Q&A: The Music That Moves Steve Earle

Rabble-rousing rocker on Townes Van Zandt, Kings of Leon and Tom Morello

BRIAN BRAIKERPosted Jan 12, 2009 11:15 AM

Steve Earle wasn't out of his teens when he introduced himself to Townes Van Zandt. Although Van Zandt was 11 years older than Earle, he agreed to mentor the younger musician, and the two became lifelong friends. These days, on paper at least, they don't appear to have too much in common aside from a history of substance abuse. Earle is an outlaw country roots-rocker who emerged in the 1980s a rabble-rousing iconoclast. He's inched into mainstream consciousness through his music as well as acting gigs, political commentary and his fiction. Van Zandt, the drifter son of a Texas oil baron, was a songwriter's songwriter who actively eschewed the mainstream (he turned down overtures to write with Dylan, who he dismissed as too much of a celebrity). He was as comfortable with a country-folk song as he was with a driving blues stomp, and he died in 1997 at 52, a cult hero broken by addiction.

Earle was so affected by his relationship with Van Zandt that he named a son after him.
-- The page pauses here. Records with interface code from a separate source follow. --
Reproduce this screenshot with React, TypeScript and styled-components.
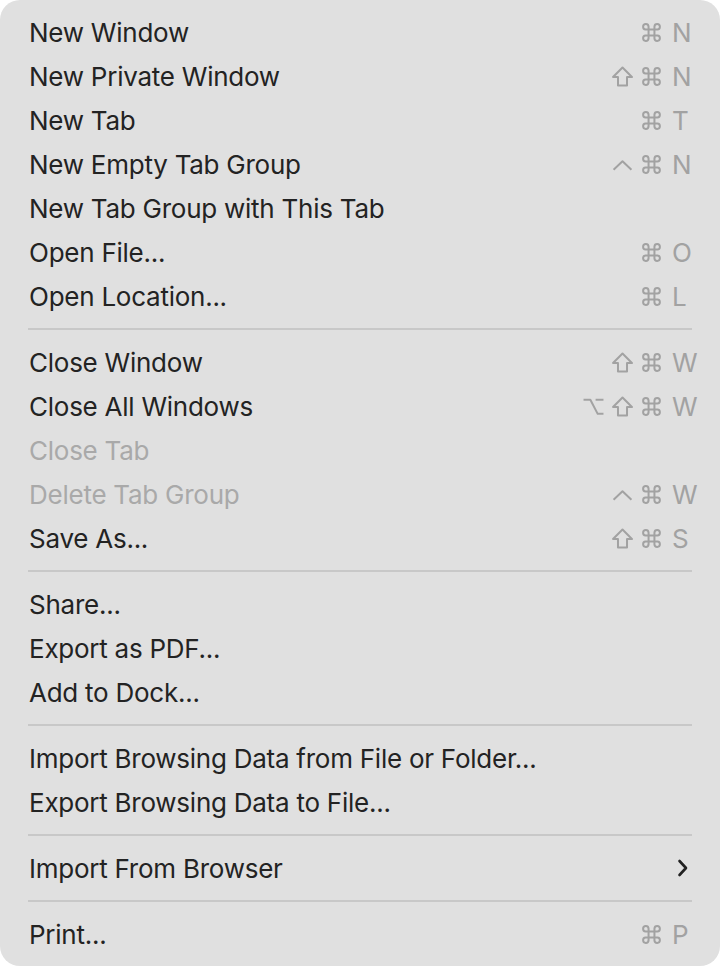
import React from "react";
import styled, { createGlobalStyle } from "styled-components";

type Mod = "cmd" | "shift" | "ctrl" | "opt";

interface Entry {
  label: string;
  mods?: Mod[];
  keyChar?: string;
  disabled?: boolean;
  submenu?: boolean;
}

const sections: Entry[][] = [
  [
    { label: "New Window", mods: ["cmd"], keyChar: "N" },
    { label: "New Private Window", mods: ["shift", "cmd"], keyChar: "N" },
    { label: "New Tab", mods: ["cmd"], keyChar: "T" },
    { label: "New Empty Tab Group", mods: ["ctrl", "cmd"], keyChar: "N" },
    { label: "New Tab Group with This Tab" },
    { label: "Open File...", mods: ["cmd"], keyChar: "O" },
    { label: "Open Location...", mods: ["cmd"], keyChar: "L" },
  ],
  [
    { label: "Close Window", mods: ["shift", "cmd"], keyChar: "W" },
    { label: "Close All Windows", mods: ["opt", "shift", "cmd"], keyChar: "W" },
    { label: "Close Tab", disabled: true },
    { label: "Delete Tab Group", mods: ["ctrl", "cmd"], keyChar: "W", disabled: true },
    { label: "Save As...", mods: ["shift", "cmd"], keyChar: "S" },
  ],
  [
    { label: "Share..." },
    { label: "Export as PDF..." },
    { label: "Add to Dock..." },
  ],
  [
    { label: "Import Browsing Data from File or Folder..." },
    { label: "Export Browsing Data to File..." },
  ],
  [{ label: "Import From Browser", submenu: true }],
  [{ label: "Print...", mods: ["cmd"], keyChar: "P" }],
];

// modifier glyphs drawn on a 20x20 grid
const modPaths: Record<Mod, string> = {
  cmd: "M7.2 7.2V4.4A2.6 2.6 0 1 0 4.4 7.2H15.6A2.6 2.6 0 1 0 12.8 4.4V15.6A2.6 2.6 0 1 0 15.6 12.8H4.4A2.6 2.6 0 1 0 7.2 15.6Z",
  shift: "M10 1.5L19 10.5H14.3V18.5H5.7V10.5H1Z",
  ctrl: "M1.5 15L10 7L18.5 15",
  opt: "M0.5 3.5H7L14 17H19.5M12 3.5H19.5",
};

const ModIcon: React.FC<{ mod: Mod }> = ({ mod }) => (
  <ModSvg viewBox="0 0 20 20">
    <path d={modPaths[mod]} />
  </ModSvg>
);

export default function App() {
  return (
    <>
      <GlobalStyle />
      <Menu>
        {sections.map((section, i) => (
          <React.Fragment key={i}>
            {i > 0 && <Separator />}
            {section.map((entry) => (
              <Item key={entry.label} $disabled={entry.disabled}>
                <span>{entry.label}</span>
                {entry.keyChar && (
                  <Shortcut>
                    {entry.mods?.map((m) => (
                      <ModIcon key={m} mod={m} />
                    ))}
                    <KeyChar>{entry.keyChar}</KeyChar>
                  </Shortcut>
                )}
                {entry.submenu && (
                  <Chevron viewBox="0 0 12 20">
                    <path d="M2.5 3L9 10L2.5 17" />
                  </Chevron>
                )}
              </Item>
            ))}
          </React.Fragment>
        ))}
      </Menu>
    </>
  );
}

const GlobalStyle = createGlobalStyle`
  html, body {
    margin: 0;
    padding: 0;
    background: #ffffff;
  }
`;

const Menu = styled.div`
  width: 720px;
  height: 966px;
  box-sizing: border-box;
  padding: 10px 0;
  background: #e0e0e0;
  border-radius: 20px;
  display: flex;
  flex-direction: column;
  font-family: Inter, "Liberation Sans", sans-serif;
  font-size: 26px;
  letter-spacing: -0.25px;
  overflow: hidden;
`;

const Item = styled.div<{ $disabled?: boolean }>`
  height: 44px;
  flex: none;
  display: flex;
  align-items: center;
  justify-content: space-between;
  padding: 0 25px 0 29px;
  color: ${(p) => (p.$disabled ? "#a9a9a9" : "#232323")};
  white-space: nowrap;
`;

const Shortcut = styled.div`
  display: flex;
  align-items: center;
  gap: 8px;
  color: #a2a2a2;
`;

const ModSvg = styled.svg`
  width: 21px;
  height: 21px;
  fill: none;
  stroke: #a2a2a2;
  stroke-width: 1.9;
  stroke-linejoin: round;
`;

const KeyChar = styled.span`
  width: 23px;
  margin-left: 2px;
  text-align: left;
  letter-spacing: 0;
`;

const Chevron = styled.svg`
  width: 12px;
  height: 20px;
  margin-right: 6px;
  fill: none;
  stroke: #222222;
  stroke-width: 2.6;
  stroke-linecap: round;
  stroke-linejoin: round;
`;

const Separator = styled.div`
  height: 22px;
  flex: none;
  display: flex;
  align-items: center;
  padding: 0 28px;

  &::after {
    content: "";
    flex: 1;
    height: 2px;
    background: #c8c8c8;
  }
`;
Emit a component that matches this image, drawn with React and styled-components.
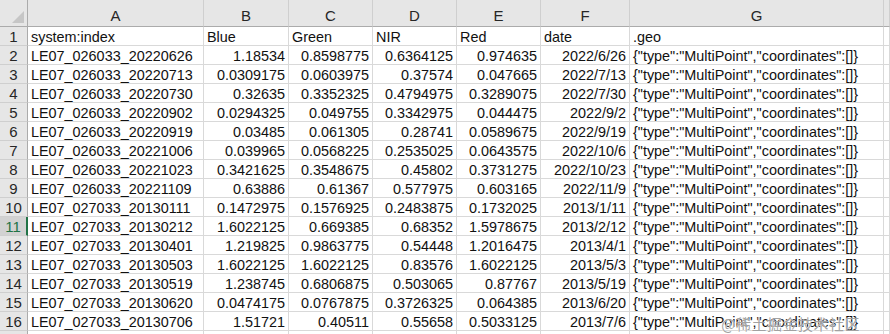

Now he's putting the finishing touches on a tribute album to Van Zandt, recorded in both Nashville and New York. Rolling Stone called Earle in Nashville to discuss the album, listening to the Kings of Leon, recording with Rage Against the Machine's Tom Morello and his unique relationship with the late, great Townes Van Zandt:

So these are all Townes' songs you're doing?
The idea was to try to record these songs as close to the way that I remember Townes performing them as possible.

How was that?
It's how I learned to play; it's how I learned to perform. I arrive at it slightly differently than he did. I technically execute my guitar style differently than he did, in that he used metal finger picks and I don't, but I finger pick like he did. He was sitting right in front of me when I was really learning to play.

What do you mean he was sitting right in front of you?
This was a real live apprenticeship. I met him when I was 16. Townes was a stunning solo performer. I've only seen a handful of people that were as good as he was. Loudon Wainwright is in that class as a solo performer. It's a really rare thing. The way Townes did it, he could literally just stand there and close his eyes — sometimes not open them for an entire set — and you were mesmerized. By the time more people knew about him, his skills were somewhat diminished as a performer and as a guitar player and as a singer. I barely got there in time to see him when it wasn't.

Do you have a favorite vocal or song or lyric of his? A favorite moment or slice of a song?
My favorite record overall is probably the one they called The Nashville Sessions. The people that released it were not authorized to release it. It was his last studio record before a long break. It was made in the mid-'70s and it's got some really really, really great songs. It's got "The Spider Song" on it, and it's got "Buckskin Stallion" on it. So I like that record overall. I think my favorite songs are probably "Colorado Girl," on an album called Townes Van Zandt, 'cause nobody fucks with that at all. It's a solo vocal performance.